Sometimes hackers will also try to sneak malware onto your computer through public Wi-Fi, which is yet another reason to be wary of using public Wi-Fi without security or a VPN for protection. In the case of Apple’s struggle with the Zoom vulnerability, it left both webcams and microphones at risk due to issues with web conferencing servers, a fairly minor RAT vulnerability but still dangerous for users.

What Can People Do With a Hijacked Webcam?

Usually, camfecting is a symptom of a deeper disease. RATs typically give hackers control over all kinds of computer functions – a more or less complete possession. Hackers tend to use this power to hide and follow what you’re doing, watching for financial details, logins passwords, and anything else valuable.

Camfecting is sort of irrelevant to this process. However, hackers will often try to secretly turn on webcams and record footage in hopes of getting something they can use to blackmail you – one of the worst types of ransomware imaginable, and even more likely if hackers can’t access personal information from any of your other web activities. In rarer cases, a particularly malicious hacker may try to get compromising footage to hurt someone they know.

Can I Tell If My Webcam Gets Hijacked?

Modern RATs typically have built-in methods to quickly shut the recording light off, so that’s far from a sure guide. A more certain method is to look at your Task Manager to see if your webcam utility is currently running. If a hacker has already been recording footage from the cam, then there are probably traces on your hard drive – look for webcam video files that you don’t remember making. Finally, run checks for malware to see if your security software can pick up on anything unusual (always a good idea).

What Are the Best Ways to Protect My Webcam?

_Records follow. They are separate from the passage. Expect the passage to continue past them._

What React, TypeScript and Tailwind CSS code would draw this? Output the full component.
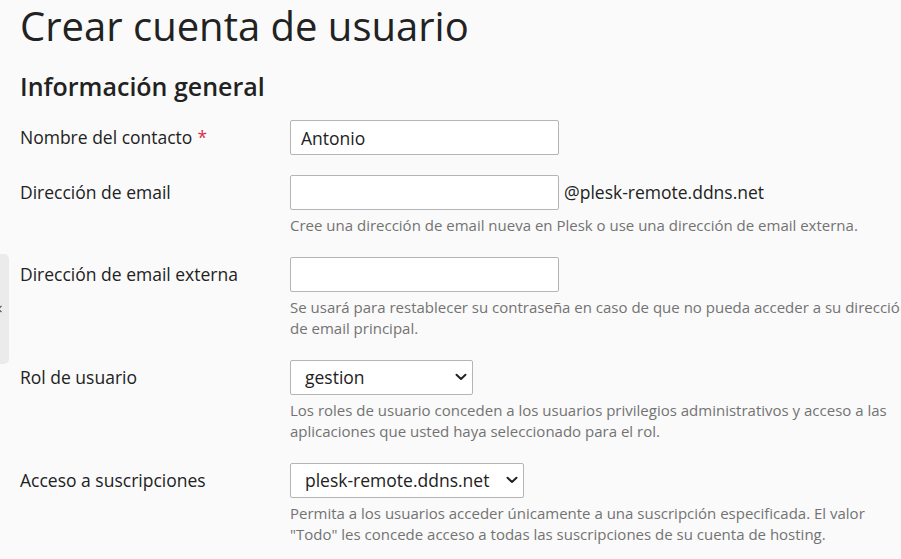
import { useState } from "react";

const font = { fontFamily: '"Open Sans", "Liberation Sans", sans-serif' };

function Chevron() {
  return (
    <svg
      width="12"
      height="8"
      viewBox="0 0 12 8"
      className="pointer-events-none absolute right-[6px] top-1/2 -translate-y-1/2"
    >
      <path d="M1.5 1.8 L6 6 L10.5 1.8" fill="none" stroke="#222" strokeWidth="2" strokeLinecap="round" strokeLinejoin="round" />
    </svg>
  );
}

function Row({
  label,
  required,
  hint,
  children,
}: {
  label: string;
  required?: boolean;
  hint?: React.ReactNode;
  children: React.ReactNode;
}) {
  return (
    <div className="flex mb-[20px]">
      <div className="w-[270px] shrink-0 pt-[5px] text-[17.5px] leading-[25px] text-[#222]">
        {label}
        {required && <span className="ml-[5px] text-[#d6314b]">*</span>}
      </div>
      <div className="min-w-0 flex-1">
        {children}
        {hint && (
          <p className="mt-[5px] whitespace-nowrap text-[15px] leading-[21.5px] text-[#737373]">{hint}</p>
        )}
      </div>
    </div>
  );
}

const inputCls =
  "block h-[35px] w-[269px] rounded-[2px] border border-[#b5b5b5] bg-white px-[10px] text-[17.5px] text-[#222] outline-none";

const selectCls =
  "block h-[35px] w-full appearance-none rounded-[2px] border border-[#b5b5b5] bg-white pl-[14px] text-[17.5px] text-[#222] outline-none";

export default function App() {
  const [name, setName] = useState("Antonio");

  return (
    <div style={font} className="relative h-[559px] w-[901px] overflow-hidden bg-[#fafafa]">
      {/* collapsed sidebar handle */}
      <div className="absolute left-0 top-[254px] flex h-[110px] w-[9px] items-center overflow-hidden rounded-r-[5px] bg-[#ebebeb]">
        <svg width="6" height="8" viewBox="0 0 6 8" className="-ml-[3px]">
          <path d="M4.5 0.8 L1.5 4 L4.5 7.2" fill="none" stroke="#555" strokeWidth="1.2" />
        </svg>
      </div>

      <div className="pl-[20px]">
        <h1 className="pt-[1px] text-[40px] leading-[50px] font-normal text-[#222]">Crear cuenta de usuario</h1>
        <h2 className="mt-[19px] text-[25px] leading-[32px] font-semibold text-[#222]">Información general</h2>

        <div className="mt-[18px]">
          <Row label="Nombre del contacto" required>
            <input className={inputCls} value={name} onChange={(e) => setName(e.target.value)} />
          </Row>

          <Row label="Dirección de email" hint="Cree una dirección de email nueva en Plesk o use una dirección de email externa.">
            <div className="flex items-center">
              <input className={inputCls} />
              <span className="ml-[5px] text-[17.5px] text-[#222]">@plesk-remote.ddns.net</span>
            </div>
          </Row>

          <Row
            label="Dirección de email externa"
            hint={
              <>
                Se usará para restablecer su contraseña en caso de que no pueda acceder a su dirección
                <br />
                de email principal.
              </>
            }
          >
            <input className={inputCls} />
          </Row>

          <Row
            label="Rol de usuario"
            hint={
              <>
                Los roles de usuario conceden a los usuarios privilegios administrativos y acceso a las
                <br />
                aplicaciones que usted haya seleccionado para el rol.
              </>
            }
          >
            <div className="relative w-[183px]">
              <select className={selectCls}>
                <option>gestion</option>
              </select>
              <Chevron />
            </div>
          </Row>

          <Row
            label="Acceso a suscripciones"
            hint={
              <>
                Permita a los usuarios acceder únicamente a una suscripción especificada. El valor
                <br />
                "Todo" les concede acceso a todas las suscripciones de su cuenta de hosting.
              </>
            }
          >
            <div className="relative w-[234px]">
              <select className={selectCls}>
                <option>plesk-remote.ddns.net</option>
              </select>
              <Chevron />
            </div>
          </Row>
        </div>
      </div>
    </div>
  );
}
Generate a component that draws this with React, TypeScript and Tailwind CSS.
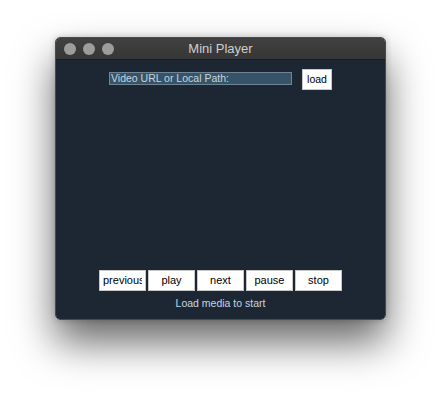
import React from "react";

export default function App() {
  const btns = ["previous", "play", "next", "pause", "stop"];
  return (
    <div className="w-[442px] h-[393px] bg-white flex justify-start pl-[55px] pt-[37px] font-['Liberation_Sans',Arial,sans-serif]">
      <div className="w-[331px] h-[283px] flex flex-col rounded-[5px] overflow-hidden border border-[#4a4a4a] shadow-[0_22px_40px_rgba(0,0,0,0.6),0_0_6px_rgba(0,0,0,0.2)]">
        <div className="h-[22px] relative flex items-center justify-center bg-gradient-to-b from-[#414141] to-[#363636] border-b border-[#1a1a1a]">
          <div className="absolute left-[8px] top-[5px] flex gap-[7px]">
            <div className="w-[12px] h-[12px] rounded-full bg-[#9d9d9d]" />
            <div className="w-[12px] h-[12px] rounded-full bg-[#9d9d9d]" />
            <div className="w-[12px] h-[12px] rounded-full bg-[#9d9d9d]" />
          </div>
          <span className="text-[13px] text-[#cfcfcf]">Mini Player</span>
        </div>
        <div className="flex-1 bg-[#1c2733] flex flex-col items-center">
          <div className="flex items-start gap-[10px] mt-[9px]">
            <div className="mt-[3px] w-[183px] h-[13px] bg-[#365367] border border-[#6f8494] flex items-center px-[1px]">
              <span className="text-[10.5px] leading-none text-[#c9d6df]">Video URL or Local Path:</span>
            </div>
            <div className="w-[30px] h-[21px] bg-white border border-[#c8c8c8] flex items-center justify-center text-[10.5px] text-black">
              load
            </div>
          </div>
          <div className="flex-1" />
          <div className="flex gap-[2px]">
            {btns.map((b) => (
              <div
                key={b}
                className="w-[47px] h-[21px] bg-white border border-[#c8c8c8] flex items-center"
              >
                <div className="mx-[3px] flex-1 overflow-hidden whitespace-nowrap text-center text-[11px] text-black">
                  {b}
                </div>
              </div>
            ))}
          </div>
          <div className="mt-[5px] mb-[9px] text-[10.5px] leading-[14px] text-[#c6d6e4]">Load media to start</div>
        </div>
      </div>
    </div>
  );
}
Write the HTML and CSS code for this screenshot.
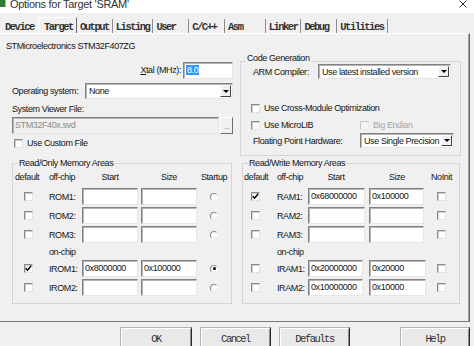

Firewalls and antivirus apps are must-have solutions. They aren’t perfect, but regular scans can help detect malware, and firewalls can prevent hackers from doing some of the things they’d like to. For complete protection, the best option is to just cover your webcam up with some dark tape or a similar material until you absolutely need to use it. Camfecting can’t do much if the webcam can’t see anything – and yes, Mark Zuckerberg really does do this, too.